Among other things, The Dreamed Ones recalls the space for yearning, and the concentration of feeling made possible by an epistolary culture that has been all but erased in the age of the “U up?” text. The most urgently contemporary works at Wavelengths, those that seemed to address this, our reality, included Kienitz Wilkins’s film, obviously dependent as it is on internet archaeology; Austerlitz, focused on comprehending history in an era of mediated experience; and, perhaps above all else, Argentine-born Eduardo Williams’s The Human Surge.

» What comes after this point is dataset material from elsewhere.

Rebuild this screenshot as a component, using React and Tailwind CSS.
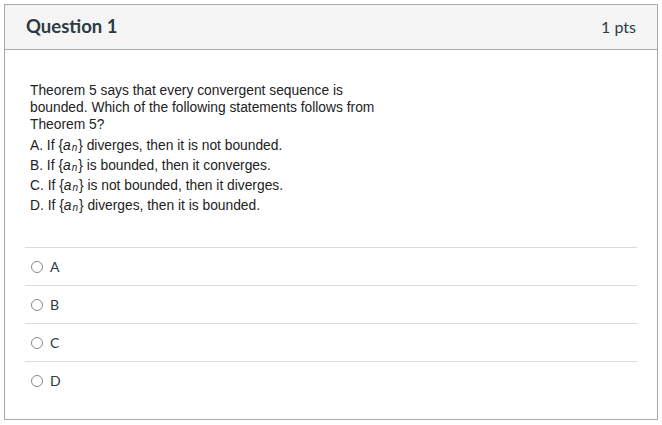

I was rarely aware of who I was watching during The Human Surge, or of the narrative significance of their actions, but who cares?—for I also had an acute sense of seeing things that I’d actually never seen before in a movie, including bravura passages like a seamless jump to “inside” a webcam screen on the Chaturbate platform or a headlong dive into an anthill. A roundelay of ambiguously connected sketches involving young people, mostly male, hanging out and making a subsistence living through crap jobs and internet voyeurism, it’s a masterclass in good-bad cinematography, the signature image a traveling frame that lags slightly-too-far-for-clarity behind its subject, and occasionally seeming to forget what exactly it’s supposed to be looking at. (Along with Perfect Pitch, The Human Surge was also one of a few films to exhibit a sense of humor, which was a bit thin on the ground here.) While too much experimental work is content to retreat into lo-fi analog revanchism, multiformat The Human Surge reconciles film texture and digital delirium, pointing to a way ahead—a destination as of yet unknown.
The Toronto International Film Festival ran September 8 through 18.